Similarly, argued Hungarian Foreign Minister Pere Szijjarto, renewal “cannot be automatic” and must “be decided at the highest level.” He added: “You cannot decide on sanctions by sweeping the issues under the carpet.” Also skeptical of continued economic war are Cyprus and Greece. Moreover, farmers across Europe, suffering from retaliatory Russian measures, recently mounted protests in Brussels over lost trade.
The EU’s High Representative for Foreign Affairs, Federica Mogherini, backs continued sanctions, but last week hosted a gathering of foreign ministers of member states to discuss general policy toward Moscow. The issue almost certainly will end up on the agenda of June’s EU summit.
Sanctions supporters insist that Russia more fully comply with the Minsk peace process and end support for the separatist campaign in Ukraine’s east. “Today Russia faces a choice between the continuation of economically damaging sanctions and fully meeting its obligations under Minsk,” contended Secretary of State John Kerry.
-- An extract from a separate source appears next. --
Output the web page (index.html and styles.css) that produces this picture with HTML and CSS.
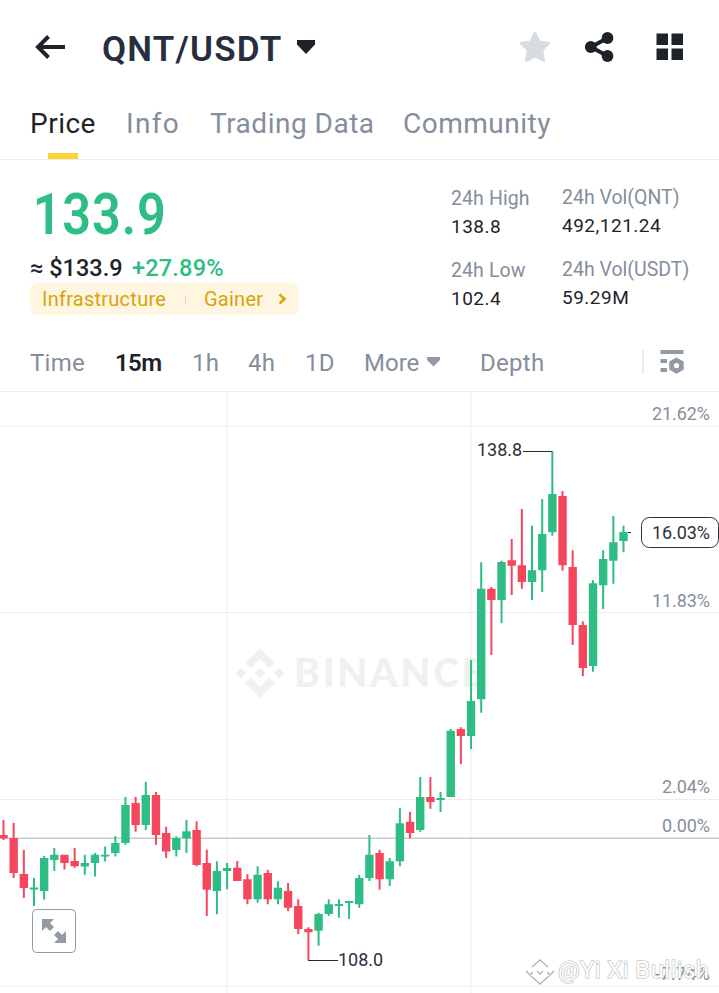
FILE: index.html
```html
<!DOCTYPE html>
<html lang="en">
<head>
    <meta charset="UTF-8">
    <meta name="viewport" content="width=device-width, initial-scale=1.0">
    <title>QNT/USDT</title>
    <link rel="stylesheet" href="styles.css">
</head>
<body>

    <!-- Top bar -->
    <header class="header">
        <svg class="back" width="32" height="26" viewBox="0 0 32 26"><path d="M31 13H5M14.500 2.500L4 13l10.500 10.500" fill="none" stroke="#1e2329" stroke-width="4"/></svg>
        <h1>QNT/USDT</h1>
        <svg class="pair-arrow" width="18" height="14" viewBox="0 0 18 14"><path d="M0 0h18v4.500L9 14 0 4.500z" fill="#1e2329"/></svg>
        <div class="header-icons">
            <svg width="30" height="30" viewBox="0 0 30 30"><path d="M15 1.500l4 8.500 9.500 1.300-6.800 6.700 1.800 10.500L15 24l-8.500 4.500L8.200 18 1.500 11.300 11 10z" fill="#d8dce1" stroke="#d8dce1" stroke-width="3" stroke-linejoin="round"/></svg>
            <svg width="30" height="30" viewBox="0 0 30 30"><path d="M23.500 6L7 15l16.500 9" fill="none" stroke="#1e2329" stroke-width="4"/><g fill="#1e2329"><circle cx="23.500" cy="6" r="5.900"/><circle cx="6.800" cy="15" r="5.900"/><circle cx="23.500" cy="24" r="5.900"/></g></svg>
            <svg width="28" height="28" viewBox="0 0 28 28"><path d="M.500.500H12V12H.500zM15.500.500H27V12H15.500zM.500 15.500H12V27H.500zM15.500 15.500H27V27H15.500z" fill="#1e2329"/></svg>
        </div>
    </header>

    <!-- Tabs -->
    <nav class="tabs">
        <a class="tab active">Price</a>
        <a class="tab tab-info">Info</a>
        <a class="tab tab-data">Trading Data</a>
        <a class="tab tab-community">Community</a>
    </nav>

    <!-- Price and 24h stats -->
    <section class="ticker">
        <div class="price-box">
            <div class="price">133.9</div>
            <div class="price-sub"><span class="usd">≈ $133.9</span><span class="change">+27.89%</span></div>
            <div class="tags">
                <span>Infrastructure</span>
                <i class="tag-line"></i>
                <span class="gainer">Gainer</span>
                <svg width="9" height="12" viewBox="0 0 9 12"><path d="M1.500 1.500L6.500 6l-5 4.500" fill="none" stroke="#d9a30d" stroke-width="2.600"/></svg>
            </div>
        </div>
        <div class="stats">
            <div class="stat"><p>24h High</p><b>138.8</b></div>
            <div class="stat"><p>24h Low</p><b>102.4</b></div>
        </div>
        <div class="stats volume">
            <div class="stat"><p class="vol-label">24h Vol(QNT)</p><b>492,121.24</b></div>
            <div class="stat"><p class="vol-label">24h Vol(USDT)</p><b>59.29M</b></div>
        </div>
    </section>

    <!-- Intervals -->
    <div class="intervals">
        <span class="time">Time</span>
        <span class="selected">15m</span>
        <span class="hour">1h</span>
        <span class="four">4h</span>
        <span class="day">1D</span>
        <span class="more">More</span>
        <svg class="more-arrow" width="13" height="10" viewBox="0 0 13 10"><path d="M0 0h13v3L6.500 9.500 0 3z" fill="#929aa5"/></svg>
        <span class="depth">Depth</span>
        <svg class="settings" width="24" height="24" viewBox="0 0 24 24">
            <path d="M.500 0h23v4H.500zM.500 9H7v4H.500zM.500 18H7v4H.500z" fill="#929aa5"/>
            <path d="M16.500 7.500l7.200 4v8.300l-7.200 4-7.200-4v-8.300zM16.500 12.900a2.700 2.700 0 100 5.400 2.700 2.700 0 000-5.400z" fill="#929aa5" fill-rule="evenodd"/>
        </svg>
    </div>

    <!-- Chart -->
    <svg class="chart" width="719" height="601" viewBox="0 392 719 601">
        <g class="grid">
            <path d="M0 426H719M0 986H719M227 392V993M471 392V993"/>
            <path class="thin" d="M0 612.500H719M0 799.500H719"/>
        </g>
        <path class="zero" d="M0 838.300H719"/>
        <g class="logo">
            <path d="M260 648l15 15-5.500 5.500-9.500-9.500-9.500 9.500-5.500-5.500zM260 698l15-15-5.500-5.500-9.500 9.500-9.500-9.500-5.500 5.500zM260 667.500l5.500 5.500-5.500 5.500-5.500-5.500zM241 667.500l5.500 5.500-5.500 5.500-5.500-5.500zM279 667.500l5.500 5.500-5.500 5.500-5.500-5.500z"/>
            <text x="294" y="687" textLength="190">BINANCE</text>
        </g>
        <g id="candles"></g>
        <path class="pointer" d="M523 451.500H552M308 960.500H338M628 532.500H631"/>
        <text class="mark" x="477" y="456" textLength="45">138.8</text>
        <text class="mark" x="338" y="966" textLength="45">108.0</text>
        <text class="scale" x="652" y="420" textLength="58">21.62%</text>
        <text class="scale" x="652" y="607" textLength="58">11.83%</text>
        <text class="scale" x="662" y="793" textLength="48">2.04%</text>
        <text class="scale" x="662" y="832" textLength="48">0.00%</text>
        <text class="scale" x="655" y="980" textLength="55">-7.74%</text>
        <rect class="tag-box" x="641.500" y="517.500" width="77" height="30" rx="8"/>
        <text class="mark" x="652" y="539" textLength="58">16.03%</text>
        <g class="expand">
            <rect x="32.500" y="909.500" width="43" height="43" rx="4"/>
            <path d="M42 919h12l-4 4 4 4-4 4-4-4-4 4zM66 943v-12l-4 4-4-4-4 4 4 4-4 4z"/>
        </g>
        <g class="author">
            <path d="M532 967l8-7 8 7M526 971l4 4 3-3M537 971l3 3 3-3M554 971l-4 4-3-3M531 976l9 8 9-8"/>
            <text x="558" y="978" textLength="151">@Yi Xi Bullish</text>
        </g>
    </svg>

    <script src="chart.js"></script>
</body>
</html>
```
FILE: styles.css
```css
* {
    box-sizing: border-box;
}

body {
    margin: 0;
    width: 719px;
    height: 993px;
    overflow: hidden;
    background: #fff;
    color: #1e2329;
    font-family: Roboto, "Noto Sans", sans-serif;
}

svg {
    display: block;
    flex: none;
}

/* Top bar */
.header {
    display: flex;
    align-items: center;
    height: 94px;
    padding: 0 35px 0 34px;
}

.header h1 {
    margin: 5px 0 0 36px;
    width: 179px;
    font-size: 35px;
    font-weight: 600;
    letter-spacing: 1.2px;
    white-space: nowrap;
    color: #252f40;
}

.pair-arrow {
    margin-left: 16px;
}

.header-icons {
    display: flex;
    align-items: center;
    margin-left: auto;
    gap: 34px;
}

.header-icons svg:last-child {
    margin-left: 8px;
}

/* Tabs */
.tabs {
    display: flex;
    height: 66px;
    padding-left: 30px;
    gap: 31px;
    border-bottom: 1px solid #eaecef;
}

.tab {
    position: relative;
    height: 65px;
    line-height: 59px;
    font-size: 28px;
    font-weight: 450;
    letter-spacing: .5px;
    white-space: nowrap;
    color: #848e9c;
}

.tab.active {
    width: 65px;
    color: #1e2329;
}

.tab-info {
    width: 53px;
    letter-spacing: 1.3px;
}

.tab-data {
    width: 162px;
}

.tab.active::after {
    content: "";
    position: absolute;
    left: 18px;
    bottom: 0;
    width: 30px;
    height: 6px;
    background: #fcd535;
}

/* Price */
.ticker {
    display: flex;
    height: 172px;
    padding: 20px 0 0 30px;
}

.price-box {
    width: 421px;
}

.price {
    padding-left: 3px;
    height: 70px;
    line-height: 70px;
    font-size: 57px;
    font-weight: 600;
    letter-spacing: 1px;
    color: #2ebd85;
    transform: scaleX(.885);
    transform-origin: left;
}

.price-sub {
    display: flex;
    height: 33px;
    line-height: 36px;
    font-size: 23.500px;
    font-weight: 500;
}

.usd {
    width: 102px;
}

.change {
    letter-spacing: .2px;
    color: #2ebd85;
}

.tags {
    display: flex;
    align-items: center;
    width: 269px;
    height: 32px;
    padding-left: 12px;
    border-radius: 8px;
    background: #fef6e1;
    color: #d9a30d;
    font-size: 20px;
    letter-spacing: .25px;
}

.tags span {
    width: 125px;
    white-space: nowrap;
}

.tag-line {
    width: 1px;
    height: 8px;
    margin: 0 18px;
    background: #f0d58e;
}

.tags .gainer {
    width: 61px;
    margin-right: 13px;
}

.stats {
    width: 111px;
    padding-top: 4px;
}

.stats.volume {
    width: 150px;
    padding-top: 3px;
}

.stat {
    height: 72px;
    white-space: nowrap;
}

.stat p {
    margin: 0;
    height: 28px;
    line-height: 29px;
    font-size: 19.500px;
    letter-spacing: .1px;
    color: #848e9c;
}

.volume p {
    letter-spacing: 0;
}

.stat b {
    display: block;
    line-height: 29px;
    font-size: 19px;
    font-weight: 400;
    letter-spacing: .5px;
}

/* Intervals */
.intervals {
    display: flex;
    align-items: center;
    height: 60px;
    padding: 1px 0 0 30px;
    border-bottom: 1px solid #eaecef;
    font-size: 24px;
    letter-spacing: .3px;
    color: #848e9c;
}

.intervals span {
    padding-top: 1px;
    white-space: nowrap;
}

.time {
    width: 85px;
}

.selected {
    width: 77px;
    font-weight: 600;
    letter-spacing: -.6px;
    color: #1e2329;
}

.hour {
    width: 56px;
}

.four {
    width: 57px;
}

.day {
    width: 59px;
}

.more {
    width: 63px;
}

.intervals .more {
    letter-spacing: 0;
}

.depth {
    width: 162px;
    margin-left: 40px;
}

.settings {
    box-sizing: content-box;
    padding-left: 16px;
    border-left: 2px solid #eaecef;
}

/* Chart */
.grid path {
    stroke: #f4f5f7;
    stroke-width: 2;
}

.grid .thin {
    stroke: #ebecee;
    stroke-width: 1;
}

.zero {
    stroke: #c5cad3;
    stroke-width: 1.400;
}

.logo {
    fill: #eff1f1;
}

.logo text {
    font-family: Lato, sans-serif;
    font-size: 39px;
    font-weight: 900;
}

.up {
    fill: #2ebd85;
}

.down {
    fill: #f6465d;
}

.pointer {
    stroke: #252b36;
}

.mark {
    fill: #2b313c;
    font-size: 18px;
}

.scale {
    fill: #848e9c;
    font-size: 18px;
}

.tag-box {
    fill: #fff;
    stroke: #2b313c;
}

.expand rect {
    fill: #fff;
    stroke: #929aa5;
}

.expand path {
    fill: #929aa5;
}

.author path {
    fill: none;
    stroke: #b4b6b9;
    stroke-width: 1.500;
}

.author text {
    fill: #fff;
    stroke: #b4b6b9;
    stroke-width: 1.200;
    paint-order: stroke;
    font-size: 24px;
}
```
FILE: chart.js
```js
// direction, high, body top, body bottom, low
const candles = [
    ['down', 820, 835, 838.3, 840], ['down', 823, 838, 873, 878], ['down', 850, 874, 888, 898],
    ['up', 878, 887.5, 889.5, 906], ['up', 856, 858, 891, 899.5], ['up', 848, 854.7, 860, 871],
    ['down', 854.7, 854.7, 863, 869.5], ['down', 848, 861, 866.3, 867.7], ['up', 854.7, 863, 866.5, 874.7],
    ['up', 853, 854.7, 863, 876.5], ['up', 846.5, 854.7, 856.5, 861.5], ['up', 836.3, 843, 853, 856.5],
    ['up', 797, 805, 843, 844.7], ['down', 797, 803, 825, 831.7], ['up', 782, 795, 825, 830],
    ['down', 792, 795, 835, 844.7], ['down', 826.7, 833, 851.5, 858], ['up', 836.3, 838, 850, 856.5],
    ['up', 820, 831.3, 838.3, 853], ['down', 821.3, 830, 865, 866.3], ['down', 849.7, 863, 889.7, 916],
    ['up', 861.3, 871, 891, 914.3], ['up', 863, 868, 871, 889.3], ['down', 861, 867.7, 881, 881],
    ['down', 874.3, 879.3, 899.3, 904.3], ['up', 866.3, 874.7, 899.3, 902.7], ['down', 869.7, 873, 899.3, 904.3],
    ['up', 881.3, 887.7, 899.3, 904.3], ['down', 883, 891, 907.7, 911], ['down', 899.3, 906, 929, 934],
    ['down', 927.3, 929, 932.3, 960.3], ['up', 912.7, 914, 930.7, 945.7], ['up', 899.3, 904.3, 914, 916],
    ['up', 899.3, 904, 906, 917.7], ['up', 901, 901, 903, 919], ['up', 874.7, 878, 904.3, 907.7],
    ['up', 835, 854.7, 878, 881], ['down', 849.7, 853, 879.3, 889.7], ['up', 858, 861.3, 879.3, 886],
    ['up', 808.3, 823.3, 861.3, 866.3], ['down', 811.7, 821.7, 833, 838.3], ['up', 777, 797, 830, 831.7],
    ['down', 777, 797, 802, 808.7], ['up', 792, 798, 800, 812], ['up', 729, 730.7, 797, 797],
    ['down', 727.3, 729, 736, 764], ['up', 660, 701, 736, 749], ['up', 562.3, 588.7, 699.3, 712.7],
    ['down', 587, 588.7, 600, 655], ['up', 560.7, 562, 600, 623.3], ['down', 539, 560.3, 565.7, 595],
    ['down', 509, 565.3, 582, 588.7], ['up', 525.7, 570.3, 582, 600], ['up', 499, 534, 570.3, 592],
    ['up', 451, 494, 532.3, 535.7], ['down', 491, 496, 565.3, 570.7], ['down', 550.3, 567, 625, 645],
    ['down', 621.3, 625, 668, 676.3], ['up', 580.3, 583.3, 666, 671.7], ['up', 550.3, 559, 585.3, 609],
    ['up', 516, 542.3, 560.7, 583.7], ['up', 525.7, 532, 541, 552.3]
];

const group = document.getElementById('candles');

candles.forEach(([type, high, top, bottom, low], i) => {
    const x = 3.5 + i * 10.164;
    const path = document.createElementNS('http://www.w3.org/2000/svg', 'path');
    path.setAttribute('class', type);
    path.setAttribute('d', `M${x - 1} ${high}h2V${low}h-2zM${x - 4.2} ${top}h8.4V${bottom}h-8.4z`);
    group.appendChild(path);
});
```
Yet the armed conflict has ebbed, political crisis fills Kiev, and some Ukrainians aren’t sure they want the separatists back. Indeed, Oksana Syroyid, Deputy Speaker of Ukraine’s Rada, has blocked passage of a constitutional amendment providing autonomy for the Donbas region, required by Minsk, explaining: “We need to stop thinking of how to counter Putin, or how to please all our partners.” Brussels faces the unpleasant possibility of Russia fulfilling its responsibilities while Ukraine breaks the deal. “Both sides need to perform,” complained Germany Foreign Minister Frank-Walter Steinmeier.
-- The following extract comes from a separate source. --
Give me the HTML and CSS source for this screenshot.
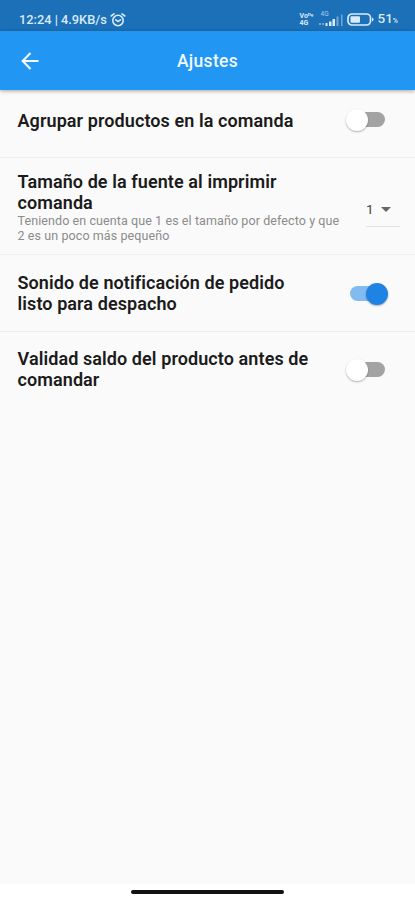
FILE: index.html
```html
<!DOCTYPE html>
<html lang="es">
<head>
<meta charset="utf-8">
<title>Ajustes</title>
<link rel="stylesheet" href="styles.css">
</head>
<body>
<div class="status">
  <span class="status-text">12:24 | 4.9KB/s</span>
  <svg class="alarm" width="16" height="16" viewBox="0 0 16 16" fill="none" stroke="currentColor" stroke-width="1.6" stroke-linecap="round"><circle cx="8" cy="8.500" r="5.200"/><path d="M1.200 4 4 1.800M14.800 4 12 1.800M5.800 7.800 8 9.500l2.500-1.700"/></svg>
  <div class="status-right">
    <span class="volte"><span>Voⁿᵉ</span><span>4G</span></span>
    <span class="signal"><span class="net">4G</span>
      <svg width="26" height="14" viewBox="0 0 26 14" fill="currentColor"><path opacity=".45" d="M1 10h2v2H1zM4 10h2v2H4z"/><path d="M7.500 10h2v3h-2zM11 8.500h2.500V13H11zM14.500 6h2.500v7h-2.500z"/><path opacity=".45" d="M18.500 3.500h2V13h-2zM23 1.500h1.500V13H23z"/></svg>
    </span>
    <svg class="battery" width="27" height="13" viewBox="0 0 27 13"><rect x="1" y="1" width="22.500" height="11" rx="4" fill="none" stroke="currentColor" stroke-width="1.700"/><rect x="3.500" y="3.300" width="9.500" height="6.400" rx="1" fill="currentColor"/><path d="M25 4.500q1.500.5 1.500 2T25 8.500z" fill="currentColor"/></svg>
    <span class="percent">51<small>%</small></span>
  </div>
</div>
<header class="bar">
  <svg class="back" width="20" height="20" viewBox="0 0 20 20" fill="none" stroke="currentColor" stroke-width="2.100"><path d="M18.500 10H3M10.500 2 2.700 10l7.800 8"/></svg>
  <h1>Ajustes</h1>
</header>
<main>
  <section class="row row-group">
    <div class="copy"><h2>Agrupar productos en la comanda</h2></div>
    <span class="switch"></span>
  </section>
  <section class="row row-font">
    <div class="copy">
      <h2>Tamaño de la fuente al imprimir<br>comanda</h2>
      <p>Teniendo en cuenta que 1 es el tamaño por defecto y que<br>2 es un poco más pequeño</p>
    </div>
    <div class="select"><span>1</span><i></i></div>
  </section>
  <section class="row row-sound">
    <div class="copy"><h2>Sonido de notificación de pedido<br>listo para despacho</h2></div>
    <span class="switch on"></span>
  </section>
  <section class="row row-balance">
    <div class="copy"><h2>Validad saldo del producto antes de<br>comandar</h2></div>
    <span class="switch"></span>
  </section>
</main>
<footer><div class="home"></div></footer>
</body>
</html>
```
FILE: styles.css
```css
* { box-sizing: border-box; }
body {
  margin: 0;
  height: 900px;
  display: flex;
  flex-direction: column;
  overflow: hidden;
  background: #fafafa;
  color: #1b1b1b;
  font-family: Roboto, "Liberation Sans", sans-serif;
}
.status {
  height: 31px;
  flex: none;
  display: flex;
  align-items: center;
  padding: 8px 17px 0 19px;
  background: #1c70b7;
  color: #d9eaf8;
}
.status-text { font-size: 12.8px; font-weight: 500; line-height: 16px; white-space: nowrap; }
.alarm { margin-left: 3px; }
.status-right { margin-left: auto; display: flex; align-items: center; }
.volte { display: flex; flex-direction: column; width: 15px; font-size: 7px; line-height: 7px; font-weight: 700; margin-right: 4px; white-space: nowrap; }
.signal { position: relative; display: flex; margin-right: 3px; }
.net { position: absolute; left: 2px; top: -2px; font-size: 6.5px; line-height: 7px; opacity: .75; }
.battery { margin-right: 3px; }
.percent { font-size: 13.5px; font-weight: 500; line-height: 16px; }
.percent small { font-size: 7px; }
.bar {
  height: 59px;
  flex: none;
  display: grid;
  grid-template-columns: 20px 1fr 20px;
  align-items: center;
  padding: 1px 20px 0;
  background: #2196f3;
  color: #f2f9ff;
  box-shadow: 0 1px 4px rgba(0, 0, 0, .35);
  z-index: 1;
}
h1 { margin: 0; text-align: center; font-size: 17.5px; line-height: 22px; font-weight: 500; letter-spacing: .3px; }
main { flex: 1; }
.row { display: flex; justify-content: space-between; padding-left: 17.5px; }
.row-group { height: 68px; padding-top: 20px; border-bottom: 1px solid #eee; }
.row-font { height: 97px; padding-top: 13px; border-bottom: 1px solid #f1f1f1; }
.row-sound { height: 77px; padding-top: 17px; border-bottom: 1px solid #eee; }
.row-balance { padding-top: 16px; }
.copy { white-space: nowrap; }
h2 { margin: 0; font-size: 18px; line-height: 21px; font-weight: 600; letter-spacing: .09px; }
p { margin: 0; font-size: 12.5px; line-height: 15px; color: #8b8b8b; letter-spacing: .09px; }
.switch {
  position: relative;
  flex: none;
  width: 35px;
  height: 15px;
  margin: 2px 30px 0 0;
  border-radius: 8px;
  background: #a3a3a3;
}
.switch::before {
  content: "";
  position: absolute;
  left: -4px;
  top: -3px;
  width: 22px;
  height: 22px;
  border-radius: 50%;
  background: #fff;
  box-shadow: 0 1px 2px rgba(0, 0, 0, .3);
}
.row-sound .switch { margin-top: 14px; }
.row-balance .switch { margin-top: 14px; }
.switch.on { background: #83baf0; }
.switch.on::before { left: 16px; background: #1e83e2; }
.select {
  width: 34px;
  height: 33px;
  margin: 23px 15px 0 0;
  padding: 0 9px 2px 0;
  display: flex;
  justify-content: space-between;
  align-items: center;
  border-bottom: 1px solid #e2e2e2;
  font-size: 13.5px;
  color: #444;
}
.select i { border: 5px solid transparent; border-top-color: #666; border-bottom: 0; }
footer { height: 16px; flex: none; background: #fff; padding-top: 6px; }
.home { width: 153px; height: 4px; margin-left: 131px; border-radius: 2px; background: #111; }
```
Sanctions have hurt the Russian public without turning them against their government. Moreover, Western penalties have discouraged, even reversed, liberalization of the Russian economy, as businesses have grown even more dependent on government support. Targeted measures have obvious appeal, hitting named individuals and concerns considered to be evil or consorting with evil. However, there is little evidence that they are more effective than broader penalties.In both cases people in allied states have suffered from lost markets due to Western sanctions and Russian retaliation.
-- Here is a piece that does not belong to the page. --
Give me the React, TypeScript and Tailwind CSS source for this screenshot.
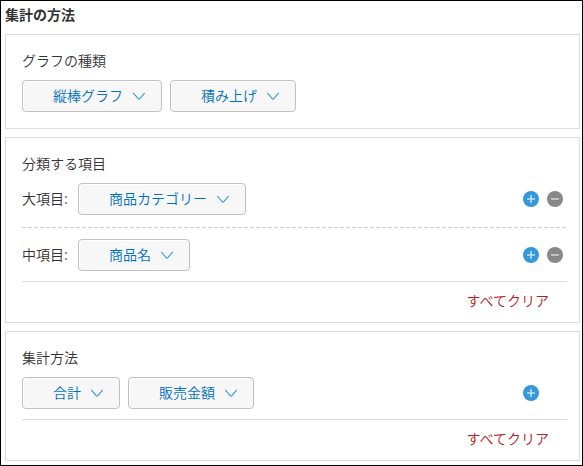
import React from 'react';

interface DropdownProps {
  /** Accessible name of the drop-down */
  label: string;
  /** Text of the selected option */
  value: string;
  id?: string;
}

/** Drop-down with a blue label and a thin chevron */
const Dropdown: React.FC<DropdownProps> = ({ label, value, id }) => (
  <div className="relative">
    <select
      id={id}
      aria-label={label}
      className="block h-8 appearance-none rounded-sm border border-[#c1c1c1] bg-[#f7f7f7] pr-[38px] pb-0.5 pl-[30px] text-sm text-[#0070c0] shadow-[inset_1px_1px_1px_#fff]"
    >
      <option>{value}</option>
    </select>
    <svg
      className="pointer-events-none absolute top-3 right-[17px] h-2 w-3"
      viewBox="0 0 12 8"
      fill="none"
      stroke="#3498db"
      strokeWidth="1.1"
      aria-hidden="true"
    >
      <path d="M0.4 1 L5.2 6.7 Q6 7.6 6.8 6.7 L11.6 1" />
    </svg>
  </div>
);

/** Round button that adds a row */
const AddButton: React.FC = () => (
  <button type="button" aria-label="追加" className="block">
    <svg className="size-4" viewBox="0 0 16 16" aria-hidden="true">
      <circle cx="8" cy="8" r="8" fill="#3498db" />
      <path d="M4 8H12M8 4V12" stroke="#c5e1f5" strokeWidth="1.6" />
    </svg>
  </button>
);

/** Round button that removes a row */
const RemoveButton: React.FC = () => (
  <button type="button" aria-label="削除" className="block">
    <svg className="size-4" viewBox="0 0 16 16" aria-hidden="true">
      <circle cx="8" cy="8" r="8" fill="#888" />
      <path d="M4 8H12" stroke="#d4d4d4" strokeWidth="1.6" />
    </svg>
  </button>
);

interface PanelProps {
  headline: string;
  children: React.ReactNode;
}

const Panel: React.FC<PanelProps> = ({ headline, children }) => (
  <section className="border border-[#dcdcdc] pt-4 pr-3 pl-4">
    <h2 className="mb-[10px] leading-[19px]">{headline}</h2>
    {children}
  </section>
);

/** Footer of a panel with the link that resets all of its rows */
const ClearAll: React.FC = () => (
  <div className="mt-[10px] flex h-[41px] items-center justify-end border-t border-[#dcdcdc] pr-[18px] pb-1">
    <a href="#clear" className="text-[#b3201b]">
      すべてクリア
    </a>
  </div>
);

interface GroupRowProps {
  id: string;
  label: string;
  value: string;
}

const GroupRow: React.FC<GroupRowProps> = ({ id, label, value }) => (
  <div className="flex items-center">
    <label htmlFor={id} className="w-14 pb-0.5">
      {label}
    </label>
    <Dropdown id={id} label={label} value={value} />
    <div className="ml-auto flex gap-2 pr-1">
      <AddButton />
      <RemoveButton />
    </div>
  </div>
);

export default function App() {
  return (
    <main className="border border-black bg-white pr-0.5 pb-1 pl-1 font-['Noto_Sans_CJK_JP',sans-serif] text-sm font-[350] text-[#333]">
      <h1 className="mb-1.5 leading-[27px] font-bold">集計の方法</h1>
      <div className="flex flex-col gap-2">
        <Panel headline="グラフの種類">
          <div className="flex gap-2 pb-4">
            <Dropdown label="グラフの種類" value="縦棒グラフ" />
            <Dropdown label="表示方法" value="積み上げ" />
          </div>
        </Panel>

        <Panel headline="分類する項目">
          <GroupRow id="major" label="大項目:" value="商品カテゴリー" />
          {/* 4px dashes with 2px gaps */}
          <div className="mt-3 mr-px mb-[11px] h-px bg-[repeating-linear-gradient(to_right,#d0d0d0_0_4px,transparent_4px_6px)]" />
          <GroupRow id="middle" label="中項目:" value="商品名" />
          <ClearAll />
        </Panel>

        <Panel headline="集計方法">
          <div className="flex items-center gap-2">
            <Dropdown label="集計方法" value="合計" />
            <Dropdown label="集計する項目" value="販売金額" />
            <div className="ml-auto pr-7">
              <AddButton />
            </div>
          </div>
          <ClearAll />
        </Panel>
      </div>
    </main>
  );
}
Which means the Europeans, in particular, have spent much to achieve nothing. The belief that imposing sanctions a little longer will force Moscow to capitulate reflects the triumph of hope over experience. The U.S. and EU are reinforcing failed policies, hoping that doing more of the same eventually will yield different results.
Rather than reflexively continue sanctions, the Western states should rethink their policy toward Russia. Vladimir Putin isn’t a nice guy, but that hardly sets him apart. Russian democracy may be an oxymoron, but then, lack of civil and political rights never stopped Washington from backing Egypt, aiding Pakistan, or embracing Saudi Arabia. The Europeans have been similarly pragmatic.
Geopolitically Ukraine matters far more to Moscow than to Europe or America: that’s a practical fact, not a moral judgment. Russia always will spend and risk more to protect its perceived security interests next door. And the West did much to challenge Moscow: encourage a “color revolution” in Kiev, pledge to include Ukraine in NATO, press Ukrainians to choose West over East economically, and encourage a street revolt against a democratically elected president. That still didn’t justify Russia’s brutal actions to dismember its neighbor, but Putin acted predictably and rationally. He is neither Hitler nor Stalin reincarnated, but a traditional Tsar.
Thus, the allies should negotiate their way out of the sanctions box in which they are stuck. They could drop economic war, promise to stop expanding NATO along Russia’s border (most importantly, to Ukraine), reduce military support for Kiev, and encourage Ukraine to look both ways economically. Moscow could drop support for Ukrainian separatists, cooperate with restructuring Kiev’s unsustainable debts, accept Ukrainian economic ties with the EU, hold an internationally monitored status referendum in Crimea, and accept whatever outcomes emerge from the messy Ukrainian political system.
Kiev would have to recognize that it won’t be part of the Western bloc. Of course, Ukraine is independent and free to decide its own future. But it is in a bad neighborhood—where it always has been, part of the Russian Empire or the Soviet Union for most of its history. The Ukrainian people should choose their own course while fully aware that no one in the West is prepared to initiate all-out economic war, let along military conflict, with nuclear-armed Russia over Kiev’s status.
An appropriate model might be Moscow’s neighbor Finland during the Cold War. The Finns maintained a prosperous democracy but avoided foreign alignments and got along with the Soviet Union, which could have swallowed the country in the aftermath of World War II. So-called “Finlandization” wasn’t the best outcome. But it was the best achievable result.
The U.S. and Europe shouldn’t allow the perfect to be the enemy of the good in policy toward Russia. Maintaining economic sanctions won’t cause Moscow to transform itself politically, abandon historic security interests, acquiesce in Ukraine’s western turn, or disgorge Crimea. So what are the penalties supposed to achieve? At most they act as a moral statement, but one better made through other means.